Addendum: I see I didn't say anything about politics. I haven't been inside a church for 40 years (except to look at cathedral architecture). At the same time, I grew up in the Bible Belt. Everybody in the bible belt under the age of 45 or 50 grew up going to church and Sunday school. Going to church is ordinary to me. Just business as usual.

I don't care if a person is an atheist or a Christian. Look, I could get upset with atheists, because Stalin, Mao, and Pol Pot murdered at least a hundred million people. Eisenhower had no use for a spiritual life, and he was a good president. Torquemada used to go into religious raptures watching a sinner be burned to death. But John Kennedy was a good president and a devout Catholic. Father Andrew Greeley (who's gotten more out of sex as a celibate than most of us do with ordinary sexuality) was still going into paroxysms of joy over Kennedy gaining the White House decades later.

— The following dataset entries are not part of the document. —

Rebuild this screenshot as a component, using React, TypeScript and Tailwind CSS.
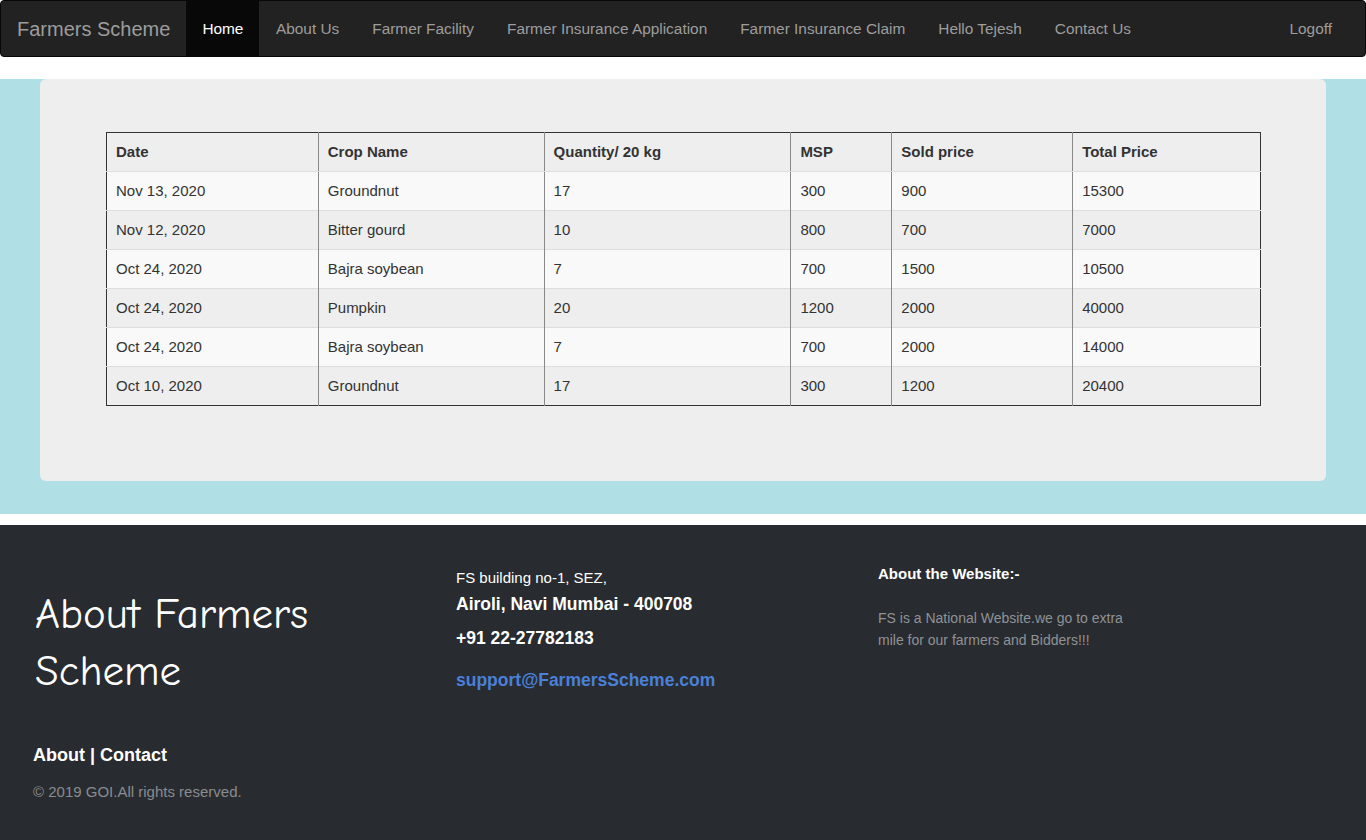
import React from "react";

const navLinks = [
  "About Us",
  "Farmer Facility",
  "Farmer Insurance Application",
  "Farmer Insurance Claim",
  "Hello Tejesh",
  "Contact Us",
];

const columns = [
  { label: "Date", w: "w-[212px]" },
  { label: "Crop Name", w: "w-[226px]" },
  { label: "Quantity/ 20 kg", w: "w-[247px]" },
  { label: "MSP", w: "w-[101px]" },
  { label: "Sold price", w: "w-[181px]" },
  { label: "Total Price", w: "w-[188px]" },
];

const rows = [
  ["Nov 13, 2020", "Groundnut", "17", "300", "900", "15300"],
  ["Nov 12, 2020", "Bitter gourd", "10", "800", "700", "7000"],
  ["Oct 24, 2020", "Bajra soybean", "7", "700", "1500", "10500"],
  ["Oct 24, 2020", "Pumpkin", "20", "1200", "2000", "40000"],
  ["Oct 24, 2020", "Bajra soybean", "7", "700", "2000", "14000"],
  ["Oct 10, 2020", "Groundnut", "17", "300", "1200", "20400"],
];

const App = () => {
  return (
    <div className="min-h-screen bg-white font-['Liberation_Sans',Arial,sans-serif] text-[#333]">
      {/* Navbar */}
      <nav className="h-[57px] bg-[#222] border border-[#080808] rounded flex items-stretch text-[15.4px]">
        <a className="px-4 pt-px flex items-center text-[20px] text-[#9d9d9d]">
          Farmers Scheme
        </a>
        <a className="px-4 pt-px flex items-center bg-[#080808] text-white">Home</a>
        {navLinks.map((l) => (
          <a key={l} className="px-[16.5px] pt-px flex items-center text-[#9d9d9d]">
            {l}
          </a>
        ))}
        <a className="ml-auto mr-[17px] px-4 pt-px flex items-center text-[#9d9d9d]">Logoff</a>
      </nav>

      {/* Content */}
      <section className="mt-[22px] bg-[#b0e0e6] px-[40px] pb-[33px]">
        <div className="bg-[#eee] rounded-md pt-[53px] pb-[75px] px-[66px]">
          <table className="border-collapse border border-[#333] text-[15px] w-[1155px]">
            <thead>
              <tr className="h-[39px] bg-[#eee]">
                {columns.map((c, i) => (
                  <th
                    key={c.label}
                    className={`${c.w} text-left font-bold pl-[9px] border-b border-[#ddd] ${
                      i > 0 ? "border-l border-l-[#888]" : ""
                    }`}
                  >
                    {c.label}
                  </th>
                ))}
              </tr>
            </thead>
            <tbody>
              {rows.map((r, ri) => (
                <tr key={ri} className={`h-[39px] ${ri % 2 === 0 ? "bg-[#f9f9f9]" : "bg-[#eee]"}`}>
                  {r.map((cell, ci) => (
                    <td
                      key={ci}
                      className={`pl-[9px] border-t border-[#ddd] ${
                        ci > 0 ? "border-l border-l-[#888]" : ""
                      }`}
                    >
                      {cell}
                    </td>
                  ))}
                </tr>
              ))}
            </tbody>
          </table>
        </div>
      </section>

      {/* Footer */}
      <footer className="mt-[11px] bg-[#282b2f] h-[315px] pl-[33px] pt-[38px]">
        <div className="grid grid-cols-[422px_422px_1fr]">
          <div>
            <h2 className="mt-[23px] ml-[2px] text-white text-[43px] leading-[57px] font-['Comic_Sans_MS','Comic_Neue',cursive]">
              About Farmers
              <br />
              Scheme
            </h2>
            <div className="mt-[42px] text-white font-bold text-[18px]">About | Contact</div>
            <div className="mt-[12px] text-[#8a8c8f] text-[15px]">© 2019 GOI.All rights reserved.</div>
          </div>
          <div className="pl-px">
            <div className="text-white text-[15px] mt-[4px]">FS building no-1, SEZ,</div>
            <div className="text-white font-bold text-[17.5px] mt-[1px]">Airoli, Navi Mumbai - 400708</div>
            <div className="text-white font-bold text-[17.5px] mt-[8px]">+91 22-27782183</div>
            <div className="text-[#4a80d8] font-bold text-[17.5px] mt-[16px]">support@FarmersScheme.com</div>
          </div>
          <div className="pl-px">
            <div className="text-white font-bold text-[15px]">About the Website:-</div>
            <p className="mt-[21px] w-[262px] text-[#8f9296] text-[14px] leading-[22px]">
              FS is a National Website.we go to extra mile for our farmers and Bidders!!!
            </p>
          </div>
        </div>
      </footer>
    </div>
  );
};

export default App;
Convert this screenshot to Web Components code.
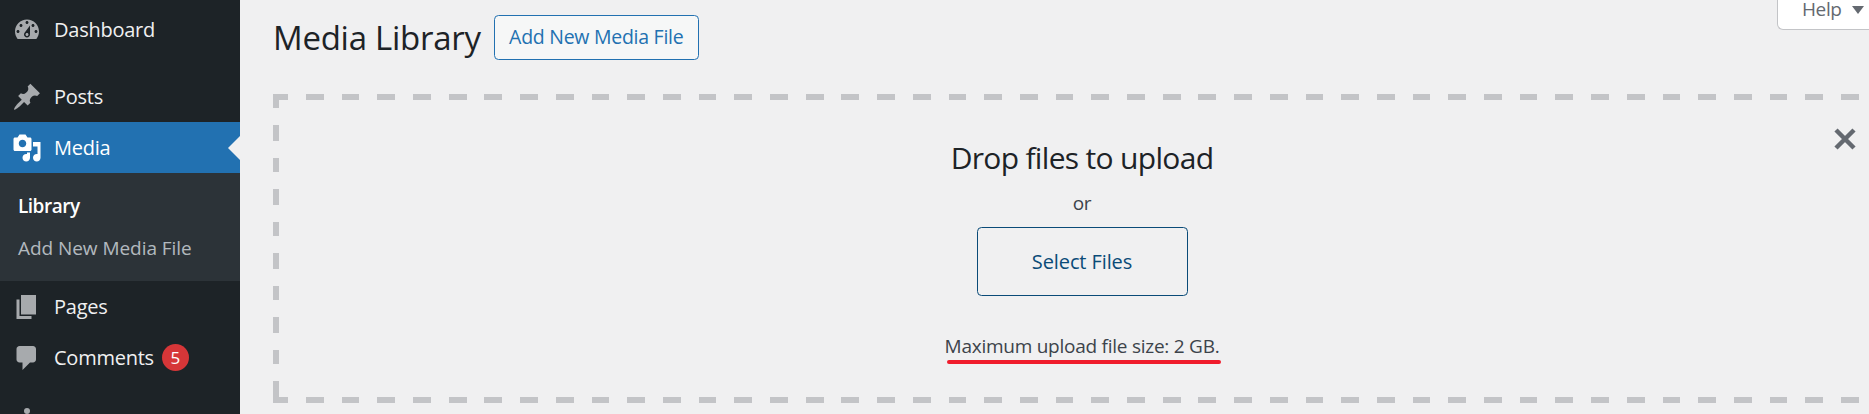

James Webb sees Christianity very favorably, and I would be fine with him as president. What I care about is that the president is intelligent, honorable, capable, filled with goodwill, savvy, and knows the right direction to take the country; and it doesn't hurt to be skillful as a chief executive. Generally I prefer governors. I am not in favor of another amateur (to use Bill Clinton's word) getting into the White House. We've had enough of that. And I don't want another Clinton or Bush to be President. Didn't Martin O'Malley say something against royal dynasties swapping out chief executives?

So anyway, if Jimmy Swaggart wanted to be president, I'd be against him. If the late Madalyn Murray O'Hair had wanted to be president, I'd be against her.

As you can see, Christianity and politics are a non-issue to me.

Vixen Strangely said...

I don't expect to see an atheist running for president for awhile (not openly as such, anyway)--but I definitely feel like competence is a more important issue for me as well than whatever one self-labels their private belief system.